Economic historians agree that informally organized financial markets preceded
stock exchanges and shaped the ways they were set up (Michie 1999: 15). For
that reason, the social and cultural history of financial markets does not
begin with the analysis of the institutional structure and dynamics of
exchanges. One must also investigate forms of interaction, social
relationships, and cognitive and technological patterns that indicate the
existence of more or less informal financial markets.
Sociologists
and economic historians have distinguished at least two patterns of market
emergence. The first pattern, proposed by Max Weber, is that of functional
differentiation. Weber ties the rise of financial markets to the emergence of
modern, large-scale commerce (Weber 2000 [1894]: 306). In the seventeenth
century, wholesale merchants began to exchange certificates of the ownership of
goods and brought only samples to the market. This saved transportation costs
and expanded the circulation of goods. In time, certificates began to be traded
independently of the goods. When early modern states turned to financing their
wars through public debt instead of costly private debt, this innovation gave
financial markets an additional and decisive impetus (Neal 1990; Carruthers
1996: 71). Previous trading in paper certificates facilitated the move to trading
government bonds, which states unloaded on the market. The growth of maritime
trade—a costly enterprise— led to the emergence of joint-stock companies in the
late seventeenth century; their shares added to the supply of trading
instruments.
The
second pattern of market emergence has been proposed by Winifred Barr
Rothenberg, who ties the emergence of financial markets to the separation
between property rights and exchange rights. Rothenberg (2000: 5) shows how in
eighteenth century rural Massachusetts, in a cash-poor economy, in the absence
of a banking network and of other financial institutions, members of rural
communities issued mortgage deeds as financial securities without renouncing
their property rights. The deeds were issued for the sole purpose of exchange;
they were designed to facilitate trades in agricultural products. Over time,
mortgage deeds were traded and accumulated without any reference to the
underlying agricultural products, and a network of informal exchange
relationships was thus established.
In Western Europe, financial markets emerged in the late
seventeenth and early eighteenth centuries in Amsterdam, London, and Paris. The
Paris Bourse was created already in 1724 by royal decree. In contrast, the
London Stock Exchange was not completely institutionalized until 1801 (Michie
1999: 35). The New York Stock Exchange emerged from the ‘Buttonwood Agreement’

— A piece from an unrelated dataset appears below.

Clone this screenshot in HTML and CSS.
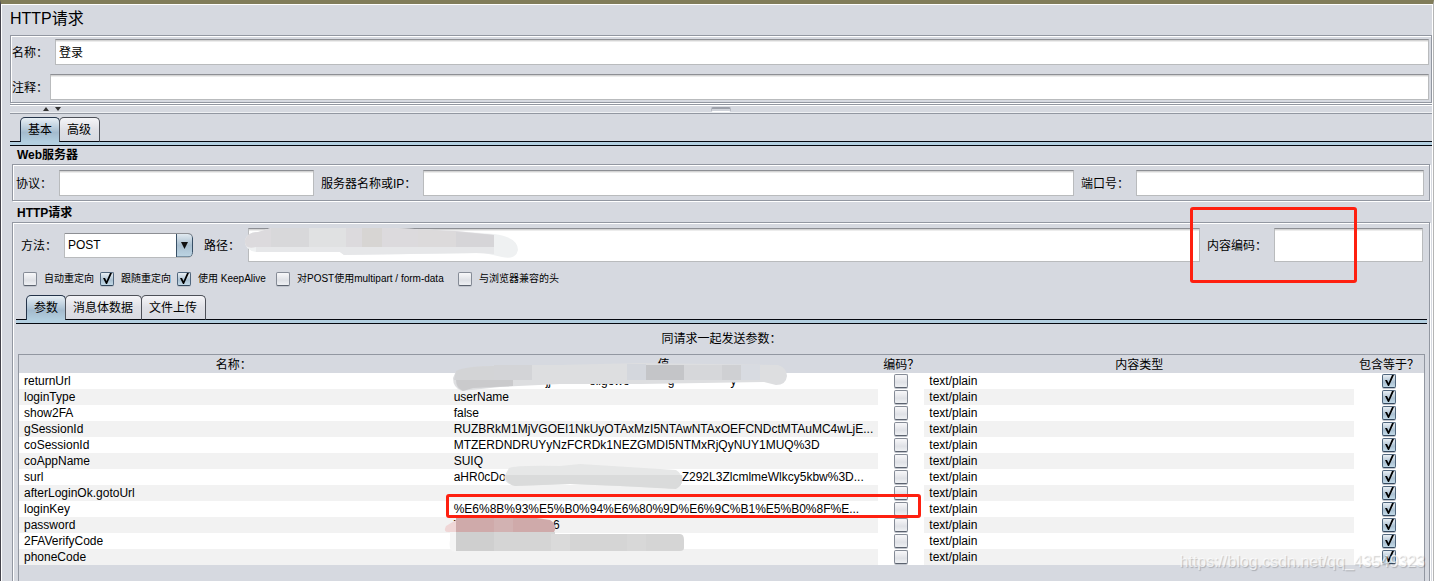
FILE: index.html
```
<!DOCTYPE html>
<html lang="zh-CN">

<head>
	<meta charset="UTF-8" />
	<meta name="viewport" content="width=device-width, initial-scale=1.0" />

	<title>HTTP请求</title>

	<link rel="stylesheet" href="styles.css">
</head>

<body>
	<main class="window">
		<h1>HTTP请求</h1>

		<div class="panel namePanel">
			<div class="row">
				<label class="wide" for="name">名称：</label>
				<input class="field" id="name" type="text" value="登录" />
			</div>
			<div class="row">
				<label for="comment">注释：</label>
				<input class="field" id="comment" type="text" />
			</div>
		</div>

		<div class="splitter">
			<svg class="arrows" width="18" height="5" viewBox="0 0 18 5">
				<path d="M0 4h6L3 0z M12 0h6l-3 4z" fill="#333" />
			</svg>
			<span class="grip"></span>
		</div>

		<div class="tabs">
			<button class="tab selected" type="button">基本</button>
			<button class="tab" type="button">高级</button>
		</div>

		<h2>Web服务器</h2>
		<div class="panel row serverPanel">
			<label for="protocol">协议：</label>
			<input class="field protocol" id="protocol" type="text" />
			<label for="server">服务器名称或IP：</label>
			<input class="field server" id="server" type="text" />
			<label for="port">端口号：</label>
			<input class="field port" id="port" type="text" />
		</div>

		<h2 class="second">HTTP请求</h2>
		<div class="panel requestPanel">
			<div class="row requestRow">
				<label for="method">方法：</label>
				<select id="method">
					<option>POST</option>
				</select>
				<label for="path">路径：</label>
				<div class="pathBox">
					<input class="field tall" id="path" type="text" />
					<svg class="smudge pathSmudge" width="278" height="34" viewBox="0 0 278 34">
						<path d="M14 4L27 0H150L212 3L250 6Q274 9 274 22Q272 32 258 29L240 25L100 27L96 24H12Q0 22 1 12Q4 4 14 4z" fill="#eff1f2" />
						<path d="M14 4L27 0H150L212 3L250 7V19H12Q0 22 1 12Q4 4 14 4z" fill="#dcdadd" />
						<path d="M27 0h38v19H27z" fill="#d8d8da" />
						<path d="M65 0h37v19H65z" fill="#e0e1e2" />
						<path d="M118 0h20v19h-20z" fill="#d7d5d3" />
						<path d="M174 1l38 3v15h-38z" fill="#dcdadb" />
						<path d="M212 4l38 3v12h-38z" fill="#d6d5d8" />
						<path d="M12 19h238v7l-18-1-132 2-4-3H12z" fill="#e6e7e9" />
					</svg>
				</div>
				<div class="row encodingBox">
					<label for="encoding">内容编码：</label>
					<input class="field tall encoding" id="encoding" type="text" />
					<span class="mark encodingMark"></span>
				</div>
			</div>

			<div class="options">
				<label><input type="checkbox" />自动重定向</label>
				<label><input type="checkbox" checked />跟随重定向</label>
				<label><input type="checkbox" checked />使用 KeepAlive</label>
				<label><input type="checkbox" />对POST使用multipart / form-data</label>
				<label><input type="checkbox" />与浏览器兼容的头</label>
			</div>

			<div class="tabs inner">
				<button class="tab selected" type="button">参数</button>
				<button class="tab" type="button">消息体数据</button>
				<button class="tab" type="button">文件上传</button>
			</div>

			<h3>同请求一起发送参数：</h3>

			<div class="tableBox">
				<table>
					<colgroup>
						<col />
						<col />
						<col class="encodeCol" />
						<col />
						<col class="equalsCol" />
					</colgroup>
					<thead>
						<tr>
							<th>名称：</th>
							<th>值</th>
							<th>编码？</th>
							<th>内容类型</th>
							<th>包含等于？</th>
						</tr>
					</thead>
					<tbody>
						<tr>
							<td>returnUrl</td>
							<td><span class="covered long"></span>jj<span class="covered short"></span>eilgowo<span class="covered short"></span>g<span class="covered medium"></span>y</td>
							<td class="check"><input type="checkbox" aria-label="编码 returnUrl" /></td>
							<td>text/plain</td>
							<td class="check"><input type="checkbox" aria-label="包含等于 returnUrl" checked /></td>
						</tr>
						<tr>
							<td>loginType</td>
							<td>userName</td>
							<td class="check"><input type="checkbox" aria-label="编码 loginType" /></td>
							<td>text/plain</td>
							<td class="check"><input type="checkbox" aria-label="包含等于 loginType" checked /></td>
						</tr>
						<tr>
							<td>show2FA</td>
							<td>false</td>
							<td class="check"><input type="checkbox" aria-label="编码 show2FA" /></td>
							<td>text/plain</td>
							<td class="check"><input type="checkbox" aria-label="包含等于 show2FA" checked /></td>
						</tr>
						<tr>
							<td>gSessionId</td>
							<td>RUZBRkM1MjVGOEI1NkUyOTAxMzI5NTAwNTAxOEFCNDctMTAuMC4wLjE...</td>
							<td class="check"><input type="checkbox" aria-label="编码 gSessionId" /></td>
							<td>text/plain</td>
							<td class="check"><input type="checkbox" aria-label="包含等于 gSessionId" checked /></td>
						</tr>
						<tr>
							<td>coSessionId</td>
							<td>MTZERDNDRUYyNzFCRDk1NEZGMDI5NTMxRjQyNUY1MUQ%3D</td>
							<td class="check"><input type="checkbox" aria-label="编码 coSessionId" /></td>
							<td>text/plain</td>
							<td class="check"><input type="checkbox" aria-label="包含等于 coSessionId" checked /></td>
						</tr>
						<tr>
							<td>coAppName</td>
							<td>SUIQ</td>
							<td class="check"><input type="checkbox" aria-label="编码 coAppName" /></td>
							<td>text/plain</td>
							<td class="check"><input type="checkbox" aria-label="包含等于 coAppName" checked /></td>
						</tr>
						<tr>
							<td>surl</td>
							<td>aHR0cDo<span class="covered url"></span>Z292L3ZlcmlmeWlkcy5kbw%3D...</td>
							<td class="check"><input type="checkbox" aria-label="编码 surl" /></td>
							<td>text/plain</td>
							<td class="check"><input type="checkbox" aria-label="包含等于 surl" checked /></td>
						</tr>
						<tr>
							<td>afterLoginOk.gotoUrl</td>
							<td></td>
							<td class="check"><input type="checkbox" aria-label="编码 afterLoginOk.gotoUrl" /></td>
							<td>text/plain</td>
							<td class="check"><input type="checkbox" aria-label="包含等于 afterLoginOk.gotoUrl" checked /></td>
						</tr>
						<tr>
							<td>loginKey</td>
							<td>%E6%8B%93%E5%B0%94%E6%80%9D%E6%9C%B1%E5%B0%8F%E...</td>
							<td class="check"><input type="checkbox" aria-label="编码 loginKey" /></td>
							<td>text/plain</td>
							<td class="check"><input type="checkbox" aria-label="包含等于 loginKey" checked /></td>
						</tr>
						<tr>
							<td>password</td>
							<td>T<span class="covered long"></span>6</td>
							<td class="check"><input type="checkbox" aria-label="编码 password" /></td>
							<td>text/plain</td>
							<td class="check"><input type="checkbox" aria-label="包含等于 password" checked /></td>
						</tr>
						<tr>
							<td>2FAVerifyCode</td>
							<td></td>
							<td class="check"><input type="checkbox" aria-label="编码 2FAVerifyCode" /></td>
							<td>text/plain</td>
							<td class="check"><input type="checkbox" aria-label="包含等于 2FAVerifyCode" checked /></td>
						</tr>
						<tr>
							<td>phoneCode</td>
							<td></td>
							<td class="check"><input type="checkbox" aria-label="编码 phoneCode" /></td>
							<td>text/plain</td>
							<td class="check"><input type="checkbox" aria-label="包含等于 phoneCode" checked /></td>
						</tr>
					</tbody>
				</table>

				<!-- brushed-out values -->
				<svg class="smudge tableSmudge" width="350" height="200" viewBox="440 360 350 200">
					<path d="M456 371Q470 364 560 365L640 363L778 365Q787 368 787 376Q786 385 776 385L764 382L640 384H560L500 387L462 391Q453 388 453 378z" fill="#dddee0" />
					<path d="M456 371Q466 366 494 366V380H454z" fill="#d3d4d6" />
					<path d="M456 380h57v6l-40 2-10 3q-7-3-7-11z" fill="#cacacc" />
					<path d="M494 365h38v15h-38z" fill="#d3d4d7" />
					<path d="M627 364h19v16h-19z" fill="#d4d7dd" />
					<path d="M646 365h38v15h-38z" fill="#c4c5c8" />
					<path d="M684 365h38v15h-38z" fill="#d6d7da" />
					<path d="M722 365h19v15h-19z" fill="#cfd0d3" />
					<path d="M741 365h19v15h-19z" fill="#d8dbe1" />

					<path d="M509 468Q516 465 560 466L580 464L676 470Q683 474 682 483Q676 491 665 488L620 486L570 484L515 486Q505 484 504 477z" fill="#e6e7e7" />
					<path d="M505 475H682Q684 485 676 489L620 486L570 484L515 486Q506 484 505 475z" fill="#dadbdb" />

					<path d="M456 520L446 526Q443 532 448 532H456z" fill="#efd6d6" />
					<path d="M456 518L530 517L550 520Q558 525 554 532H456z" fill="#cfaaaa" />
					<path d="M494 517h19v15h-19z" fill="#d2b2b2" />
					<path d="M450 532h6v20q-8 0-6-12z" fill="#f5f5f5" />
					<path d="M456 532h99v2H680Q684 534 684 540V548Q684 551 680 551H456z" fill="#d5d5d5" />
					<path d="M456 532h38v19h-38z" fill="#cfcfcf" />
					<path d="M551 534h19v17h-19z" fill="#dadada" />
					<path d="M627 534h19v17h-19z" fill="#d8d8d8" />
				</svg>
				<span class="mark keyMark"></span>
			</div>
		</div>

		<div class="watermark">https://blog.csdn.net/qq_43549323</div>
	</main>
</body>

</html>
```
FILE: styles.css
```
* {
	box-sizing: border-box;
}

body {
	margin: 0;
	overflow: hidden;
	font: 12px/16px "Liberation Sans", "Noto Sans CJK SC", sans-serif;
	color: black;
	background: #d6d9e0;
}

.window {
	position: relative;
	display: flex;
	flex-direction: column;
	height: 100vh;
	padding-left: 9px;
	padding-right: 1px;
	overflow: hidden;
	border-top: 4px solid #817d5a;
	border-left: 1px solid #45444c;
	border-right: 1px solid #b4b5b5;
	box-shadow: inset 1px 1px white, inset -1px 0 white;
}

h1,
h2,
h3 {
	margin: 0;
	flex: none;
}

h1 {
	height: 31px;
	font-size: 16px;
	font-weight: normal;
	line-height: 30px;
}

h2 {
	padding-left: 7px;
	font-size: 12px;
	line-height: 18px;
}

h2.second {
	padding-top: 3px;
}

h3 {
	font-size: 12px;
	font-weight: normal;
	line-height: 30px;
	text-align: center;
}

.panel {
	flex: none;
	border: 1px solid #9297a1;
	box-shadow: 1px 1px white, inset 1px 1px white;
}

.row {
	display: flex;
	align-items: center;
}

.row label {
	flex: none;
	padding-top: 2px;
	white-space: nowrap;
}

.field {
	min-width: 0;
	height: 26px;
	padding: 0 3px 1px;
	border: 1px solid #b9bbbd;
	border-top-color: #8d8f94;
	border-radius: 0;
	outline: 0;
	font: inherit;
	background: white;
	box-shadow: inset 0 1px #d4d4d4, inset 0 2px #ececec;
}

.field.tall {
	height: 34px;
}

.namePanel {
	display: flex;
	flex-direction: column;
	gap: 9px;
	padding: 3px 2px 2px 1px;
}

.namePanel .row {
	gap: 2px;
}

.namePanel .wide {
	padding-right: 5px;
}

.namePanel .field {
	flex: 1;
}

.splitter {
	position: relative;
	flex: none;
	display: flex;
	justify-content: center;
	height: 10px;
	margin-top: 1px;
	border: solid #9297a1;
	border-width: 1px 0;
	box-shadow: inset 0 1px white, inset 0 -1px #eef0f3;
}

.splitter .arrows {
	position: absolute;
	left: 33px;
	top: 2px;
}

.splitter .grip {
	width: 20px;
	height: 5px;
	margin-top: 2px;
	border: 1px solid #b4b8c0;
	border-top: 2px solid #9da1aa;
	border-bottom-color: white;
	border-radius: 2px;
	background: #d0d3da;
}

.tabs {
	flex: none;
	display: flex;
	height: 29px;
	margin-top: 3px;
	padding-left: 10px;
	/* the strip under the tabs */
	background: linear-gradient(#05080f 1px, #b3cfe0 1px, #b3cfe0 4px, #05080f 4px) bottom / 100% 5px no-repeat;
}

.tab {
	height: 25px;
	margin: 0 0 0 -1px;
	padding: 0 8px 0 7px;
	border: 1px solid #4d5058;
	border-bottom-color: #05080f;
	border-radius: 5px 5px 0 0;
	font: inherit;
	color: inherit;
	background: linear-gradient(#f5f5f8, #dfe0e6 50%, #d8dae1);
}

.tab.selected {
	margin-left: 0;
	padding: 0 7px 1px;
	border-color: #24344a;
	border-bottom: 0;
	background: linear-gradient(#e8eff5, #b0c5d6 50%, #a4bbce 60%, #b3cfe0);
}

.serverPanel {
	gap: 7px;
	margin: 0 2px;
	padding: 5px 5px 4px 3px;
}

.protocol {
	flex: 247 1 0;
}

.server {
	flex: 643 1 0;
}

.port {
	flex: 280 1 0;
}

.requestPanel {
	flex: 1 0 auto;
	margin: 0 2px;
	padding: 5px 2px 0 3px;
	border-bottom: 0;
}

.requestRow {
	gap: 7px;
	padding: 0 4px 0 5px;
}

select {
	width: 129px;
	height: 25px;
	margin-right: 4px;
	padding: 0 3px;
	border: 1px solid #b9bbbd;
	border-top-color: #8d8f94;
	border-right: 0;
	border-radius: 0 5px 5px 0;
	appearance: none;
	font: inherit;
	color: inherit;
	background: white url("data:image/svg+xml,%3Csvg xmlns='http://www.w3.org/2000/svg' width='17' height='25'%3E%3Cdefs%3E%3ClinearGradient id='g' x2='0' y2='1'%3E%3Cstop stop-color='%23e3ebf1'/%3E%3Cstop offset='.5' stop-color='%23a9bfd0'/%3E%3Cstop offset='1' stop-color='%23bdd5e4'/%3E%3C/linearGradient%3E%3C/defs%3E%3Cpath d='M.5 .5H12Q16.500 .5 16.500 5V19.500Q16.500 24 12 24H.5z' fill='url(%23g)' stroke='%23385067'/%3E%3Cpath d='M5 9h7l-3.500 7z' fill='%23111'/%3E%3C/svg%3E") right center / 17px 25px no-repeat border-box;
}

.pathBox {
	position: relative;
	flex: 1;
	display: flex;
	margin-left: 1px;
}

.pathBox .field {
	flex: 1;
}

.encodingBox {
	position: relative;
	gap: 7px;
}

.encoding {
	width: 149px;
}

.options {
	display: grid;
	grid-template-columns: 70px 70px 92px 175px auto;
	gap: 7px;
	height: 33px;
	padding-left: 7px;
	font-size: 10px;
	white-space: nowrap;
}

.options label {
	display: flex;
	align-items: center;
	gap: 7px;
}

input[type=checkbox] {
	flex: none;
	display: block;
	width: 14px;
	height: 14px;
	margin: 0;
	border: 1px solid #858b96;
	border-bottom-color: #5b626e;
	border-radius: 2px;
	appearance: none;
	background: linear-gradient(#f8f8fa, #dfe1e6 60%, #eef0f3);
	box-shadow: 0 1px #bfc3cb;
}

input[type=checkbox]:checked {
	border-color: #50667d;
	border-bottom-color: #33485e;
	background:
		url("data:image/svg+xml,%3Csvg xmlns='http://www.w3.org/2000/svg' width='12' height='12'%3E%3Cpath d='M2 5H4L5.500 8L9 0H11L6 11H5z'/%3E%3C/svg%3E") center / 12px 12px no-repeat,
		linear-gradient(#eaf0f5, #abc1d2 60%, #c3dae8);
}

.tabs.inner {
	margin: 0;
}

.tableBox {
	position: relative;
	height: 100vh;
	margin: 0 2px;
	border: 1px solid #9297a1;
}

table {
	width: 100%;
	table-layout: fixed;
	border-collapse: collapse;
}

.encodeCol {
	width: 46px;
}

.equalsCol {
	width: 70px;
}

th,
td {
	height: 16px;
	padding: 0 0 0 5px;
	overflow: hidden;
	white-space: nowrap;
}

th {
	height: 18px;
	padding: 2px 0 0;
	font-weight: normal;
}

td {
	line-height: 15px;
	background: white;
}

tbody tr:nth-child(even) td:not(.check) {
	background: #f2f2f2;
}

td.check {
	padding: 0;
}

td.check input {
	margin: 0 auto;
}

/* stretches of text hidden under the brush */
.covered {
	display: inline-block;
	width: 38px;
}

.covered.long {
	width: 92px;
}

.covered.medium {
	width: 56px;
}

.covered.url {
	width: 176px;
}

.smudge {
	position: absolute;
	pointer-events: none;
}

.pathSmudge {
	left: -4px;
	top: 0;
}

.tableSmudge {
	left: 421px;
	top: 5px;
}

.mark {
	position: absolute;
	border: 3px solid #fe2010;
	border-radius: 3px;
	pointer-events: none;
}

.encodingMark {
	left: -17px;
	top: -21px;
	width: 167px;
	height: 76px;
}

.keyMark {
	left: 427px;
	top: 139px;
	width: 475px;
	height: 24px;
}

.watermark {
	position: absolute;
	right: 8px;
	bottom: 9px;
	font-size: 16px;
	line-height: 20px;
	color: #ffffffb0;
	text-shadow: 1px 1px 1px #00000033;
}
```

of May 17, 1792, by which the participating stockbrokers agreed to ask the same
commission rate on transactions. The first formal stock exchange in North
America was founded in Philadelphia in 1790 (Markham 2002: 115). Before that,
there had been an incipient financial market in Philadelphia in the 1750s, but
on a comparatively modest scale. Initially, financial transactions were conducted
in the street and in the pubs and coffee houses where merchants came together.
After the institutionalization of stock exchanges, the formal market moved
indoors while the informal market continued to trade in the street. This
situation continued until well into the twentieth century. In the nineteenth
century, several formal exchanges existed in parallel in New York city; they
specialized in various classes of securities (oil, mines, cotton, listed or
unlisted, etc.). For most of the nineteenth century, trading in derivatives was
not regulated by law, and was therefore practiced mostly in informal markets.
In the
second half of the nineteenth century, markets underwent a process of
technological remaking. While financial markets had benefited from communication
technologies such as the telegraph and the telephone since the 1840s and the
1870s, respectively, what developed in the 1870s were custom-tailored
technologies for the recording of security prices and for their simultaneous
display in several places. This process was not free of tension; there were
conflicts over the access to market technologies, to financial news, and to
price information. Since then, financial markets have been reshaped repeatedly
by revolutionary new technologies, a process that is ongoing. Several European
stock exchanges have recently become entirely automated; the now empty trading
floors of the Paris Bourse are occasionally used for staging fashion shows. The
technological remake of financial markets in the nineteenth century had a
number of consequences. The introduction of price recording technologies
promoted the standardization of price information. Official price quotations
appeared in London and New York in the late 1860s; with this innovation,
producing business analyses and company statistics became more feasible and
popular. As a further consequence of price standardization, one of the first
market indexes was created by Dow Jones in 1884. Shortly afterward, security
ratings and systematic financial analyses of industrial stocks were introduced.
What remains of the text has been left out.